If the only anomaly is taking into consideration or removing the load impedance, the observed difference for larger wires would have to come either from skin effect or the changing magnitude of X_L-wire on the larger conductors.

Answer this, given the numbers above for 8AWG... How can X_L cause a 0.85PF?

 

[mivey]

the exact formula is:

Vdrop = Vsending + I*(RcosΘ + X sinΘ) - sqrt(Vsending² - (IRcosΘ - IX sinΘ)² )

Formula typo. The correct formula is:
Vdrop = Vsending + I*(RcosΘ + X sinΘ) - sqrt(Vsending² - (IXcosΘ - IRsinΘ)²

 

[Smart $]

Formula typo. The correct formula is:
Vdrop = Vsending + I*(RcosΘ + X sinΘ) - sqrt(Vsending² - (IXcosΘ - IRsinΘ)²)

Another typo...

Forgot closing parenthesis for sqrt function.

 

[mivey]

(note to mivey: FWIW, and don't know if it makes much difference, but Table 9 was developed long before IEEE revised its voltage drop formula to the current "exact formula".)

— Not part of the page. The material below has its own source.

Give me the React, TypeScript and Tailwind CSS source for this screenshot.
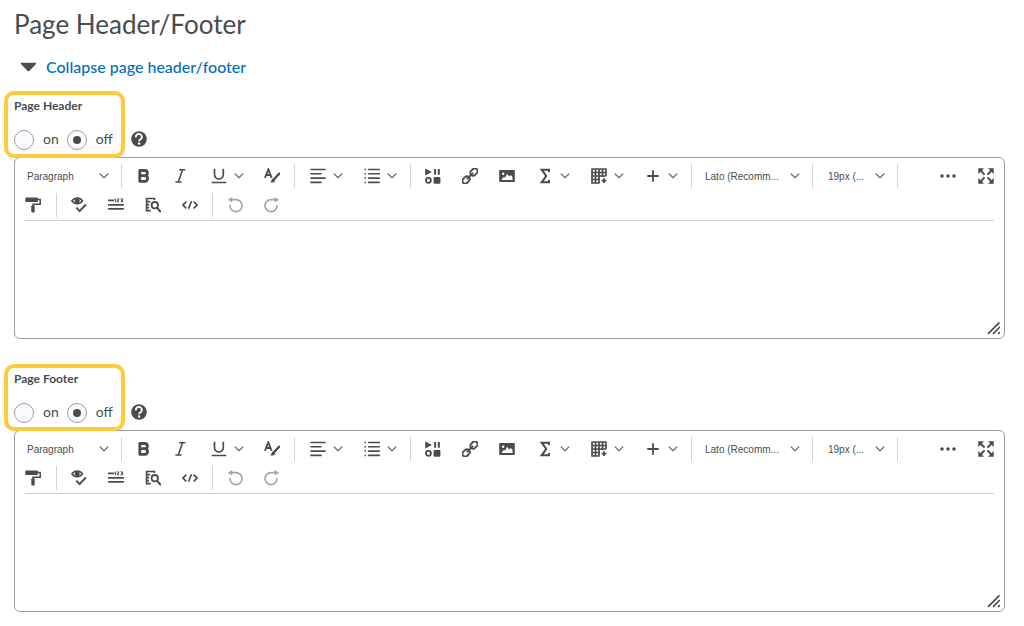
import type { ReactNode } from "react";

function Icon({ children, muted = false }: { children: ReactNode; muted?: boolean }) {
  return (
    <svg
      viewBox="0 0 16 16"
      className={muted ? "size-4 shrink-0 text-[#a4a6a8]" : "size-4 shrink-0 text-[#494c4e]"}
      fill="none"
      stroke="currentColor"
      strokeWidth="1.6"
      aria-hidden="true"
    >
      {children}
    </svg>
  );
}

function Chevron() {
  return (
    <svg viewBox="0 0 10 6" className="h-1.5 w-2.5 shrink-0" fill="none" stroke="#6e7376" strokeWidth="1.3" strokeLinecap="round" strokeLinejoin="round" aria-hidden="true">
      <path d="M1.2 1 5 4.8 8.8 1" />
    </svg>
  );
}

const icons = {
  bold: <path d="M3.8 2.500h5a2.500 2.500 0 0 1 0 5.200h-5zM3.800 7.700h5.400a2.900 2.900 0 0 1 0 5.700H3.800z" strokeWidth="2.800" strokeLinejoin="round" />,
  italic: <path d="M6.800 1.700h5M3 14h5M9.600 1.700 5.200 14" strokeWidth="1.600" strokeLinecap="round" />,
  underline: <path d="M3.500.8v5.800a4.400 4.400 0 0 0 8.800 0V.8M.7 14.500h14.600" strokeWidth="1.700" />,
  brush: (
    <>
      <path d="M.9 9.800 4.300 1.400l3.400 8.400M2.100 7h4.600" strokeWidth="1.800" />
      <path d="M15.200 5.600 10 11.300" strokeWidth="2.300" strokeLinecap="round" />
      <path d="M8.800 10.500c1.400-.3 2.600.9 2.300 2.200-.5 1.800-3.100 2.200-5 1.700 1.500-.6 1.200-2.900 2.700-3.900z" fill="currentColor" stroke="none" />
    </>
  ),
  align: <path d="M1 1.500h14M1 5.800h10M1 10.100h14M1 14.400h10" strokeLinecap="round" strokeWidth="1.600" />,
  list: (
    <>
      <path d="M4.600 1.500h10.700M4.600 5.800h10.700M4.600 10.100h10.700M4.600 14.400h10.700" strokeLinecap="round" strokeWidth="1.600" />
      <path d="M.5 1.500h1.500M.5 5.800h1.500M.5 10.100h1.500M.5 14.400h1.500" strokeWidth="1.500" />
    </>
  ),
  media: (
    <>
      <path d="M.2.600 7 4 .2 7.400z" fill="currentColor" stroke="none" />
      <path d="M10.100 1v5.800M13.800 1v5.800" strokeWidth="2" />
      <circle cx="3.400" cy="12.300" r="2.500" strokeWidth="1.800" />
      <rect x="8.600" y="9" width="6.800" height="6.700" rx="1" fill="currentColor" stroke="none" />
    </>
  ),
  link: (
    <g transform="rotate(-45 8 8)" strokeWidth="1.900">
      <rect x="-1.600" y="5.200" width="8" height="5.600" rx="2.800" />
      <rect x="9.600" y="5.200" width="8" height="5.600" rx="2.800" />
      <path d="M4.300 8h7.400" strokeLinecap="round" />
    </g>
  ),
  image: (
    <path
      fillRule="evenodd"
      fill="currentColor"
      stroke="none"
      d="M1 2h14a.8.8 0 0 1 .8.8v10.400a.8.8 0 0 1-.8.8H1a.8.8 0 0 1-.8-.8V2.800A.8.8 0 0 1 1 2zm3.200 2.600a1.200 1.200 0 1 0 0 2.400 1.200 1.200 0 0 0 0-2.400zM2.400 12h11.300l-.4-3.600-1.600-1.500-1.500 1.600-2-2.700-2.100 3.700-1.500-.5z"
    />
  ),
  sigma: <path d="M12 4V1.700H4.700L9.200 8l-4.500 6.300H12V12" strokeWidth="2" />,
  table: (
    <>
      <path d="M8.700 15H1V1h14v7.300M1 4.500h14M1 8h14M1 11.500h8M4.500 1v14M8 1v14M11.500 1v8" strokeWidth="1.700" strokeLinejoin="round" />
      <path d="M13 10.300V15M10.600 12.700h4.800" strokeWidth="1.800" />
    </>
  ),
  plus: <path d="M8 3v10M3 8h10" strokeWidth="1.800" strokeLinecap="round" />,
  more: (
    <g fill="currentColor" stroke="none">
      <circle cx="2" cy="8" r="1.800" />
      <circle cx="8" cy="8" r="1.800" />
      <circle cx="14" cy="8" r="1.800" />
    </g>
  ),
  expand: (
    <>
      <path d="M2 2l4.600 4.600M14 2 9.400 6.600M2 14l4.600-4.600M14 14 9.400 9.400" strokeWidth="2" />
      <path d="M.3.3h5.700L.3 6zM15.700.3V6L10 .3zM.3 15.700V10L6 15.700zM15.700 15.700H10l5.700-5.700z" fill="currentColor" stroke="none" />
    </>
  ),
  roller: (
    <>
      <rect x=".3" y=".6" width="12.600" height="4.400" rx=".8" fill="currentColor" stroke="none" />
      <path d="M12.500 2.500h2.700v4.700H8v3" strokeWidth="1.500" />
      <rect x="6.300" y="8.600" width="3.400" height="6.800" rx=".7" fill="currentColor" stroke="none" />
    </>
  ),
  check: (
    <>
      <path d="M.9 3.800C2.300 1.800 4.100.9 6.200.9s3.900.9 5.300 2.900c-1.400 2-3.200 2.900-5.300 2.900S2.300 5.800.9 3.800z" strokeWidth="1.500" />
      <circle cx="6.200" cy="3.800" r="2.500" fill="currentColor" stroke="none" />
      <path d="m5.400 10.600 3.200 3.500 6.300-6.600" strokeWidth="2" />
    </>
  ),
  count: (
    <>
      <path d="M.7 3.400h4.600M.7 7.800h14.600M.7 11.800h14.600" strokeWidth="1.700" strokeLinecap="round" />
      <path d="M6.600 2.300l.8-.5v3.500M9 1.900h1.700v1.500H9.300v1.500h1.700M12.500 1.900h2.100v3h-2.100M13 3.400h1.500" strokeWidth="1" />
    </>
  ),
  preview: (
    <>
      <path d="M9.400 1.500H1.600v12.200h4.200M1.600 4.600h3.600M1.600 7.600h2.500M1.600 10.600h2.500M9.400.800v2.200" strokeWidth="1.700" />
      <circle cx="9.800" cy="8.200" r="3.200" strokeWidth="1.800" />
      <path d="m12 10.700 3.200 3.800" strokeWidth="2" strokeLinecap="round" />
    </>
  ),
  code: <path d="M3.800 5.200 1 8 3.800 10.800M12.200 5.200 15 8l-2.800 2.800M9.200 5 6.800 11" strokeWidth="1.700" strokeLinecap="round" />,
  undo: (
    <>
      <path d="M3.500 2.700H9a6 6 0 1 1-6 6" strokeLinecap="round" strokeWidth="1.700" />
      <path d="M.8 2.700 5.300 0v5.400z" fill="currentColor" stroke="none" />
    </>
  ),
  redo: (
    <>
      <path d="M12.500 2.700H7a6 6 0 1 0 6 6" strokeLinecap="round" strokeWidth="1.700" />
      <path d="M15.200 2.700 10.700 0v5.400z" fill="currentColor" stroke="none" />
    </>
  ),
};

type IconName = keyof typeof icons;

function Tool({ icon, label, muted }: { icon: IconName; label: string; muted?: boolean }) {
  return (
    <button type="button" aria-label={label} disabled={muted} className="flex h-7 w-[37px] shrink-0 items-center justify-center">
      <Icon muted={muted}>{icons[icon]}</Icon>
    </button>
  );
}

function SplitTool({ icon, label }: { icon: IconName; label: string }) {
  return (
    <button type="button" aria-label={label} className="flex h-7 w-[54px] shrink-0 items-center gap-[7px] pl-3">
      <Icon>{icons[icon]}</Icon>
      <Chevron />
    </button>
  );
}

function Separator() {
  return (
    <span className="flex w-2 shrink-0 justify-center">
      <span className="h-6 w-px bg-[#cdd5dc]" />
    </span>
  );
}

function Picker({ label, value, className }: { label: string; value: string; className: string }) {
  return (
    <label className={`relative flex h-7 shrink-0 items-center ${className}`}>
      <select aria-label={label} className="w-full appearance-none bg-transparent font-['Liberation_Sans',sans-serif] text-[10px] text-[#494c4e] outline-none">
        <option>{value}</option>
      </select>
      <span className="pointer-events-none absolute inset-y-0 right-2 flex items-center">
        <Chevron />
      </span>
    </label>
  );
}

function Editor({ label }: { label: string }) {
  return (
    <div className="relative -mt-px ml-2.5 rounded-md border border-[#9a9da0] px-2.5 pt-1">
      <div className="border-b border-[#cdd5dc] pb-px" role="toolbar" aria-label={`${label} formatting`}>
        <div className="flex items-center">
          <Picker label="Format" value="Paragraph" className="w-[92px] pl-0.5" />
          <Separator />
          <Tool icon="bold" label="Bold" />
          <Tool icon="italic" label="Italic" />
          <SplitTool icon="underline" label="Underline" />
          <Tool icon="brush" label="Text color" />
          <Separator />
          <SplitTool icon="align" label="Alignment" />
          <SplitTool icon="list" label="List" />
          <Separator />
          <Tool icon="media" label="Insert stuff" />
          <Tool icon="link" label="Insert link" />
          <Tool icon="image" label="Insert image" />
          <SplitTool icon="sigma" label="Equation" />
          <SplitTool icon="table" label="Table" />
          <SplitTool icon="plus" label="Other insert options" />
          <Separator />
          <Picker label="Font" value="Lato (Recomm..." className="w-[113px] pl-2.5" />
          <Separator />
          <Picker label="Font size" value="19px (..." className="w-[77px] pl-3" />
          <Separator />
          <div className="ml-auto flex gap-[22px]">
            <button type="button" aria-label="More actions">
              <Icon>{icons.more}</Icon>
            </button>
            <button type="button" aria-label="Full screen">
              <Icon>{icons.expand}</Icon>
            </button>
          </div>
        </div>
        <div className="mt-px flex items-center">
          <button type="button" aria-label="Format painter" className="flex h-7 w-[27px] shrink-0 items-center">
            <Icon>{icons.roller}</Icon>
          </button>
          <Separator />
          <Tool icon="check" label="Accessibility check" />
          <Tool icon="count" label="Word count" />
          <Tool icon="preview" label="Preview" />
          <Tool icon="code" label="Source code" />
          <Separator />
          <Tool icon="undo" label="Undo" muted />
          <Tool icon="redo" label="Redo" muted />
        </div>
      </div>
      <textarea aria-label={label} className="block h-[117px] w-full resize-none bg-transparent py-2 text-base outline-none" />
      <svg viewBox="0 0 14 14" className="pointer-events-none absolute right-[3px] bottom-[3px] size-3.5" stroke="#494c4e" strokeWidth="1.700" strokeLinecap="round" aria-hidden="true">
        <path d="M1.500 12.300 12 1.800M6.500 12.300 12.300 6.500M11.600 12.300l.7-.7" />
      </svg>
    </div>
  );
}

function Choice({ name, value, defaultChecked }: { name: string; value: string; defaultChecked?: boolean }) {
  return (
    <label className="flex items-center gap-[9px]">
      <input
        type="radio"
        name={name}
        value={value}
        defaultChecked={defaultChecked}
        className="grid size-5 shrink-0 appearance-none place-content-center rounded-full border border-[#9a9ea3] bg-[#f9fbff] before:size-2 before:rounded-full checked:before:bg-[#494c4e]"
      />
      <span className="pb-0.5 text-sm/4">{value}</span>
    </label>
  );
}

function Section({ id, title }: { id: string; title: string }) {
  return (
    <section>
      <div className="flex items-end gap-1.5">
        <div role="radiogroup" aria-labelledby={id} className="relative z-10 w-[121px] rounded-[10px] border-4 border-[#ffcb3d] px-1.5 pt-[3px] pb-1">
          <h2 id={id} className="text-xs/4 font-bold">
            {title}
          </h2>
          <div className="mt-4 flex gap-2">
            <Choice name={id} value="on" />
            <Choice name={id} value="off" defaultChecked />
          </div>
        </div>
        <button type="button" aria-label={`${title} help`} className="mb-[11px]">
          <svg viewBox="0 0 16 16" className="size-4" aria-hidden="true">
            <circle cx="8" cy="8" r="7.800" fill="#494c4e" />
            <path d="M4.900 6.300A3 3 0 1 1 9.800 8.200C8.700 8.800 8.200 9.200 8.200 10.200" fill="none" stroke="#fff" strokeWidth="1.900" />
            <circle cx="8.100" cy="12.500" r="1.200" fill="#fff" />
          </svg>
        </button>
      </div>
      <Editor label={title} />
    </section>
  );
}

export default function App() {
  return (
    <main className="min-h-screen bg-white pr-[19px] pb-3 pl-1 font-[Lato,sans-serif] text-[#494c4e]">
      <h1 className="pt-2 pl-2.5 text-[26px]/8">Page Header/Footer</h1>
      <a href="#page-header" className="mt-[15px] ml-4 flex w-fit items-center gap-[9px] text-base/6 font-medium text-[#006fbf]">
        <svg viewBox="0 0 17 10" className="h-2.5 w-[17px]" fill="#494c4e" aria-hidden="true">
          <path d="M1.500.8h14c.8 0 1 .7.500 1.200L9.300 8.900c-.5.500-1.100.500-1.600 0L1 2C.500 1.500.7.800 1.500.8z" />
        </svg>
        Collapse page header/footer
      </a>
      <div className="mt-3 flex flex-col gap-[25px]">
        <Section id="page-header" title="Page Header" />
        <Section id="page-footer" title="Page Footer" />
      </div>
    </main>
  );
}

It does not matter since the approximate formula as used in the NEC is still used and given in the red book.

 

[mivey]

With iteration I got a 5.223 volt drop instead of a 5.204 volt drop (the exact formula result). Not sure what I missed

I figured out my mistake. I used the Θ from the voltage and current across the load instead of the load impedance. Now all is good. Latest calc:

Vs: 120.0000+j 0.0000 = 120.0000<0.0000?
Z: 0.4000+j 0.0108 = 0.4001<1.5466?
Zload: 6.5051+j 4.0315 = 7.6530<31.7883?
Θ: <31.7883? (85% p.f.)
Ztotal: 6.9051+j 4.0423 = 8.0013<30.3450?
Is: 12.9429+j -7.5769 = 14.9976<-30.3450?
Vl: 114.7410+j 2.8910 = 114.7774<1.4433?
Vdrop (vector): 5.2226
Vdrop (exact): 5.2226

PS: The angle should have been the same but I fat-fingered something in the other post.